An 11-month-old girl died Tuesday night after falling from a ninth-floor window at the Skyline Towers apartment building in St. Paul.

Police spokesman Sgt. John Keating said investigators were still trying to piece together what happened but that the fall appeared to be an accident.

The girl was in a relative's apartment at the west end of the south side of the 504-unit building when she fell about 7:20 p.m. A number of people were in the apartment with her. It was not clear whether the girl and her family lived in the building, Keating said.

The girl was taken to Regions Hospital, where she died.

Late Tuesday, a piece of torn window screen hung down from the apartment window as what appeared to be a curtain fluttered in the wind.

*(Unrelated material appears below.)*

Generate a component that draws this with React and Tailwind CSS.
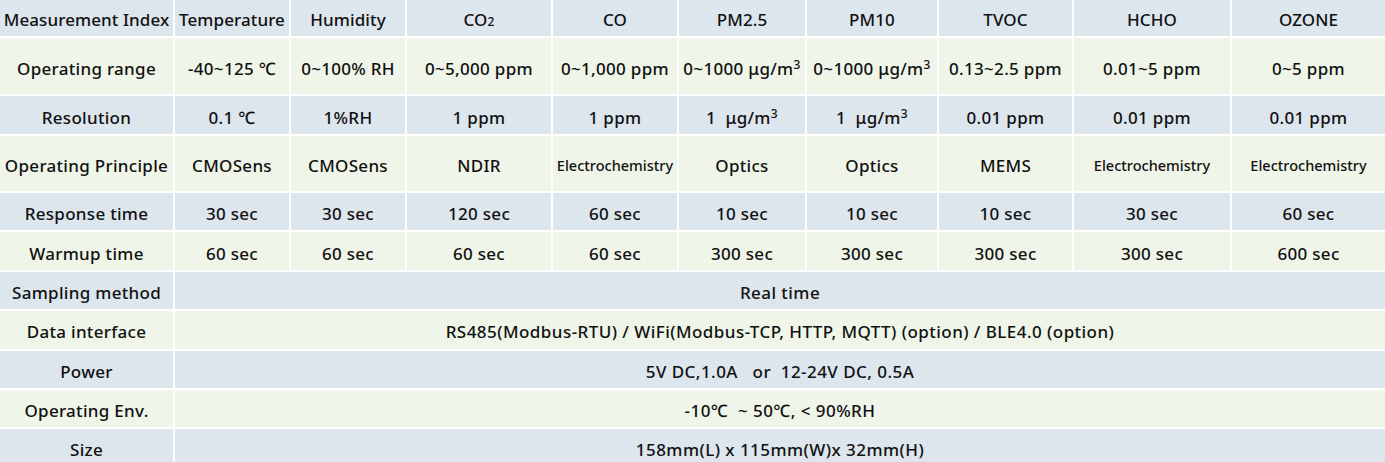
import React from "react";

const cols = ["Measurement Index","Temperature","Humidity","CO2","CO","PM2.5","PM10","TVOC","HCHO","OZONE"];
const ug = (pre) => (<span>{pre}μg/m<sup className="text-[12px]">3</sup></span>);

const rows = [
  { h: "h-[56px]", bg: "bg-[#eff5e8]", cells: ["Operating range","-40~125 ℃","0~100% RH","0~5,000 ppm","0~1,000 ppm", ug("0~1000 "), ug("0~1000 "),"0.13~2.5 ppm","0.01~5 ppm","0~5 ppm"] },
  { h: "h-[38px]", bg: "bg-[#dde5ed]", cells: ["Resolution","0.1 ℃","1%RH","1 ppm","1 ppm", ug("1  "), ug("1  "),"0.01 ppm","0.01 ppm","0.01 ppm"] },
  { h: "h-[55px]", bg: "bg-[#eff5e8]", cells: ["Operating Principle","CMOSens","CMOSens","NDIR",{small:"Electrochemistry"},"Optics","Optics","MEMS",{small:"Electrochemistry"},{small:"Electrochemistry"}] },
  { h: "h-[37px]", bg: "bg-[#dde5ed]", cells: ["Response time","30 sec","30 sec","120 sec","60 sec","10 sec","10 sec","10 sec","30 sec","60 sec"] },
  { h: "h-[38px]", bg: "bg-[#eff5e8]", cells: ["Warmup time","60 sec","60 sec","60 sec","60 sec","300 sec","300 sec","300 sec","300 sec","600 sec"] },
];

const spans = [
  { h: "h-[37px]", bg: "bg-[#dde5ed]", label: "Sampling method", value: "Real time" },
  { h: "h-[38px]", bg: "bg-[#eff5e8]", label: "Data interface", value: "RS485(Modbus-RTU) / WiFi(Modbus-TCP, HTTP, MQTT) (option) / BLE4.0 (option)" },
  { h: "h-[37px]", bg: "bg-[#dde5ed]", label: "Power", value: "5V DC,1.0A\u00a0\u00a0 or\u00a0 12-24V DC, 0.5A" },
  { h: "h-[37px]", bg: "bg-[#eff5e8]", label: "Operating Env.", value: "-10℃\u00a0 ~ 50℃, < 90%RH" },
  { h: "h-[37px]", bg: "bg-[#dde5ed]", label: "Size", value: "158mm(L) x 115mm(W)x 32mm(H)" },
];

function Cell({ c, bg, h }) {
  let content = c;
  let cls = "text-[17px] tracking-[0.3px]";
  if (c && typeof c === "object" && c.small) { content = c.small; cls = "text-[14.5px]"; }
  return (
    <div className={`${bg} ${h} pt-[5px] flex items-center justify-center whitespace-pre ${cls}`}>{content}</div>
  );
}

export default function App() {
  return (
    <div className="w-[1385px] h-[462px] overflow-hidden bg-white text-[#111] font-['Noto_Sans',sans-serif] font-medium">
      <div className="grid grid-cols-[173px_114px_114px_144px_124px_126px_130px_133px_156px_153px] gap-[2px]">
        {cols.map((c, i) => (
          <div key={i} className="bg-[#dde5ed] h-[36px] pt-[4px] flex items-center justify-center text-[17px] tracking-[0.1px] whitespace-pre">
            {c === "CO2" ? <span>CO<span className="text-[12px]">2</span></span> : c}
          </div>
        ))}
        {rows.map((r, ri) => r.cells.map((c, ci) => (
          <Cell key={ri + "-" + ci} c={c} bg={r.bg} h={r.h} />
        )))}
        {spans.map((s, si) => (
          <React.Fragment key={si}>
            <div className={`${s.bg} ${s.h} pt-[4px] flex items-center justify-center text-[17px] tracking-[0.3px]`}>{s.label}</div>
            <div className={`${s.bg} ${s.h} pt-[4px] col-span-9 flex items-center justify-center text-[17px] tracking-[0.45px] whitespace-pre`}>{s.value}</div>
          </React.Fragment>
        ))}
      </div>
    </div>
  );
}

None of the residents who gathered outside the building afterward said they knew the girl's family. One resident said a man was playing in the building's playground with his two children when the girl fell. Officers were talking to him inside.

Another man who said he's lived at the Skyline Towers for 23 years said he saw a young boy sticking his head out of a screenless window on an upper floor a couple of weeks ago. He told a security guard about it, but the guard did nothing, the man said.

Residents said the apartment building's windows lock and have screens, but that the screens rattle in the wind.

Falls from windows have been an increasingly common occurrence among children in recent years, causing concern among doctors and leading to new laws aimed at making windows safer.

Hennepin County Medical Center in Minneapolis treated seven children for injuries suffered in falls from windows in 2009 and 14 in the first eight months of 2010.

The Consumer Products Safety Commission estimates that 3,000 U.S. children age 5 and younger are hospitalized each year after falling from windows.

Experts say the number of such falls usually increases in hot summer months as families open windows in search of cool air. Young children usually tumble out of windows from what medical experts call "launching pads," while climbing or jumping on a bed or table.

Minnesota lawmakers have tried to reduce the risk of window-related falls in recent years. Laela's Law required Minnesota builders as of July 2009 to use windows with fall-prevention devices in the construction or remodeling of apartments or multi-family homes. The law, named after a 2-year-old who in 2006 survived a fall from the fourth-story window of a relatively new building in Minneapolis, doesn't govern single-family homes or require apartments to switch immediately to the safer windows.

The 24-story Skyline Towers at 1247 St. Anthony Av., was built in 1972 and rises over Interstate 94 just west of Lexington Avenue.

By the late 1990s the building -- which houses mostly low-income residents, many of them recent immigrants -- had fallen on hard times. In 1998 a fire on the 13th floor sent 23 people to the hospital with smoke inhalation.

The following year, nonprofit developer CommonBond Communities entered into a $30 million deal with St. Paul and Ramsey County to upgrade and improve the building while keeping rents affordable.